Dr. Mike Reddy

Mikereddy
 
Name and Twitter handle?
Dr. Mike Reddy FRSA / @DoctorMikeReddy
 
Birth place
I was born on the living room carpet in a small semi-detached house in Heswall on the Wirral in the UK
 
Currently residing where in the world?
Cwmaman, in South Wales – where the Stereophonics band hail from.
 
Favourite video game of all time?
Lunar Lander (Arcade)
 
What was the last game you enjoyed and why?
Hundreds (iPhone), frustratingly hard and a cruel mistress
 
Describe any of the bullying you experienced.
Where to start? I was massively tall for my age, but “different” (being on the Autistic spectrum) and completely lacking in social skills. Abuse ranged from sexual assault, physical battering and mental torture. I was an easy target, being afraid most of the time, and feeling broken; so it was my fault, right? Sadly, I came from a family where my father was more brutal than some of the kids, but part of that was his own inability to handle anger from his own stressful life. This is something I have to deal with myself now. One of the negatives of being bullied is that it echoes forever.
 
When did you manage the bullying?
It took a long time to truly get over it, and my wife (a trainee psychotherapist) still says I carry a lot of anger, but recognition that things were done to me that I did not deserve was the first step. It was an unhappy childhood, but check this out as a representation of how I see what could otherwise be a dark period from my childhood: http://www.youtube.com/watch?v=jFhgupR565Q
 
What effect do you think it had on you?
The positive part is the ability to stick to my guns when I know I’m right, even if winning is impossible. I still have to “strangle the serpent” as the default is to take criticism as an attack, which means I respond badly sometimes. Instinctively, I learned as a child to work out who was to blame, I guess to reassure myself it wasn’t me, but that inevitably leads to confrontational thinking, which can itself be a problem.
 
What do you do now?
I’ve learned that Fear is no longer an effective weapon.
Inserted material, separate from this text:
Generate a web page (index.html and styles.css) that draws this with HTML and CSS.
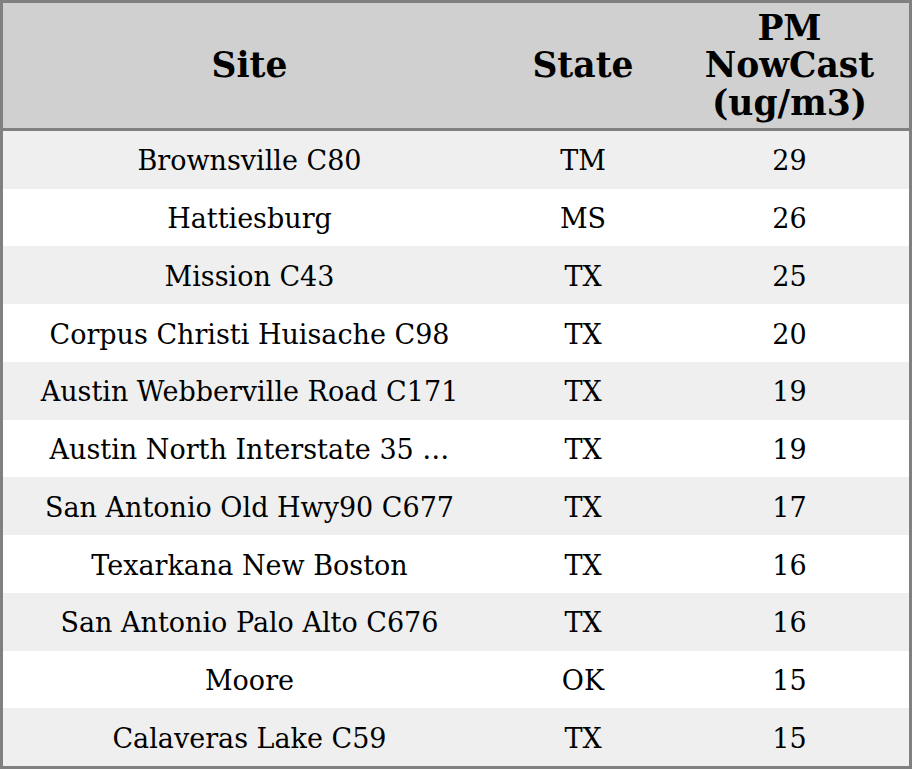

When people try to use it, which is more often than people may think (bullying happens in the work place and for adults too!), I can see it coming. I’m very highly principled as a result. I try (note “try”) to direct the anger into passion.
 
How is your life better now?
Hell, I get paid £50k a year to play and make games, construct robots and design toys. Eat that bully!
 
Did you think your life was ever going to be this good?
Not at the time. It was a long dark tunnel of sadness. But that just drove me to work harder, and released a creative side (as escape?) that has served me well in my adult life.
 
What would you like to say to a youngster thinking about getting into video games who is experiencing bullying right now?
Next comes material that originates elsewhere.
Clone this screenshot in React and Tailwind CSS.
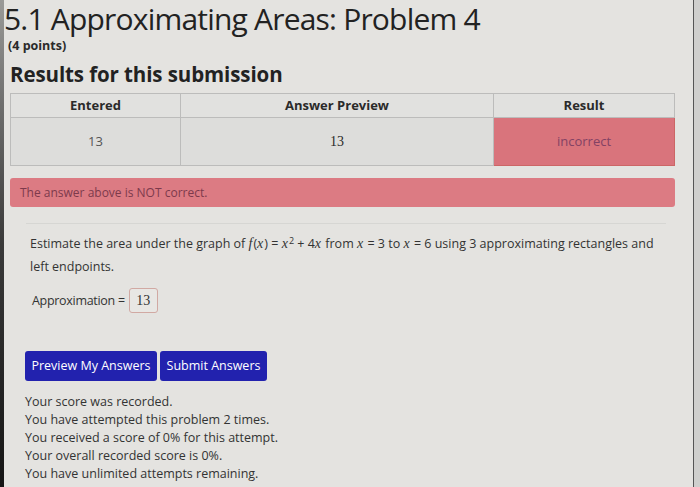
import React from 'react';

const sans = { fontFamily: '"Open Sans", "Noto Sans", sans-serif' };
const serif = { fontFamily: '"Liberation Serif", "DejaVu Serif", serif' };

function M({ children }) {
  return <span className="mr-[1px] italic text-[14px]" style={serif}>{children}</span>;
}

export default function App() {
  const lines = [
    'Your score was recorded.',
    'You have attempted this problem 2 times.',
    'You received a score of 0% for this attempt.',
    'Your overall recorded score is 0%.',
    'You have unlimited attempts remaining.',
  ];

  return (
    <div className="flex h-[487px] w-[700px] overflow-hidden bg-[#e4e3e0] text-[#2a2a2a]" style={sans}>
      <div className="w-[4px] shrink-0 bg-gradient-to-b from-[#9a9a98] via-[#3a3a3a] to-[#151515]" />
      <div className="flex-1 min-w-0">
        <h1 className="whitespace-nowrap pt-[1px] text-[30px] leading-[35px] tracking-[-0.8px] text-[#222]">5.1 Approximating Areas: Problem 4</h1>
        <div className="mt-[2px] pl-[4px] text-[12.5px] font-bold leading-[16px]">(4 points)</div>
        <h2 className="mt-[7px] pl-[6px] text-[20.5px] font-bold leading-[26px] tracking-[-0.1px] text-[#222]">Results for this submission</h2>

        <div className="ml-[6px] mt-[6px] w-[665px]">
          <table className="w-full border-collapse text-[13px]">
            <thead>
              <tr className="h-[24px] bg-[#e1e1df]">
                <th className="w-[170px] border border-[#bcbcbb] font-bold">Entered</th>
                <th className="w-[313px] border border-[#bcbcbb] font-bold">Answer Preview</th>
                <th className="border border-[#bcbcbb] font-bold">Result</th>
              </tr>
            </thead>
            <tbody>
              <tr className="h-[48px] bg-[#dddddb]">
                <td className="border border-[#bcbcbb] text-center text-[#555]">13</td>
                <td className="border border-[#bcbcbb] text-center text-[14px]" style={serif}>13</td>
                <td className="border border-[#c66] bg-[#d9747c] text-center text-[#834264]">incorrect</td>
              </tr>
            </tbody>
          </table>
          <div className="mt-[12px] flex h-[29px] items-center rounded-[3px] bg-[#dc7b83] px-[10px] text-[12px] text-[#7d3a4c]">
            The answer above is NOT correct.
          </div>
        </div>

        <div className="ml-[22px] mt-[16px] w-[640px] border-t border-[#d6d6d3] pt-[8px] text-[12.5px] leading-[23px] text-[#333]">
          <p className="pl-[4px]">
            Estimate the area under the graph of <M>f</M>(<M>x</M>) = <M>x</M><sup className="text-[9px]">2</sup> + 4<M>x</M> from <M>x</M> = 3 to <M>x</M> = 6 using 3 approximating rectangles and left endpoints.
          </p>
          <div className="mt-[10px] flex items-center pl-[6px]">
            <span className="tracking-[-0.3px]">Approximation =</span>
            <span className="ml-[4px] flex h-[25px] w-[29px] items-center justify-center rounded-[3px] border border-[#d1a9a3] bg-[#e8e7e4] text-[14px]" style={serif}>13</span>
          </div>
        </div>

        <div className="ml-[21px] mt-[38px] flex gap-[3px]">
          <button className="h-[30px] w-[132px] rounded-[3px] bg-[#2222ae] text-[12.5px] text-white">Preview My Answers</button>
          <button className="h-[30px] w-[107px] rounded-[3px] bg-[#2222ae] text-[12.5px] text-white">Submit Answers</button>
        </div>

        <div className="ml-[21px] mt-[12px] text-[12.5px] leading-[18px] text-[#333]">
          {lines.map((l) => (
            <div key={l}>{l}</div>
          ))}
        </div>
      </div>
      <div className="w-[1px] shrink-0 bg-[#555]" />
      <div className="w-[6px] shrink-0 bg-[#cfcfcd]" />
    </div>
  );
}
The bad as well as the good will forge who you will become as an adult. I’m strangely tied to the bullying I suffered, as it too became a part of who I am, even though I would rather it hadn’t happened and wouldn’t wish the same experience on anyone. The key is to recognise that you can choose how it affects you. Bullies were most often bullied themselves. They made the wrong choice. You don’t have to. Be creative. Tell your own story. In a video game, or a board game, or a piece of art or a poem. Most of all, talk to others about how bullying makes you feel. It’s hard to hate someone when you know their story. Oh, and if you ever see David Seaton, tell him I do regret smashing that chair on him, but he was still a dick. And Nicholas Such, hope your smashed nose grew back straight, as my broken knuckle never did. Fighting, you see, doesn’t really work.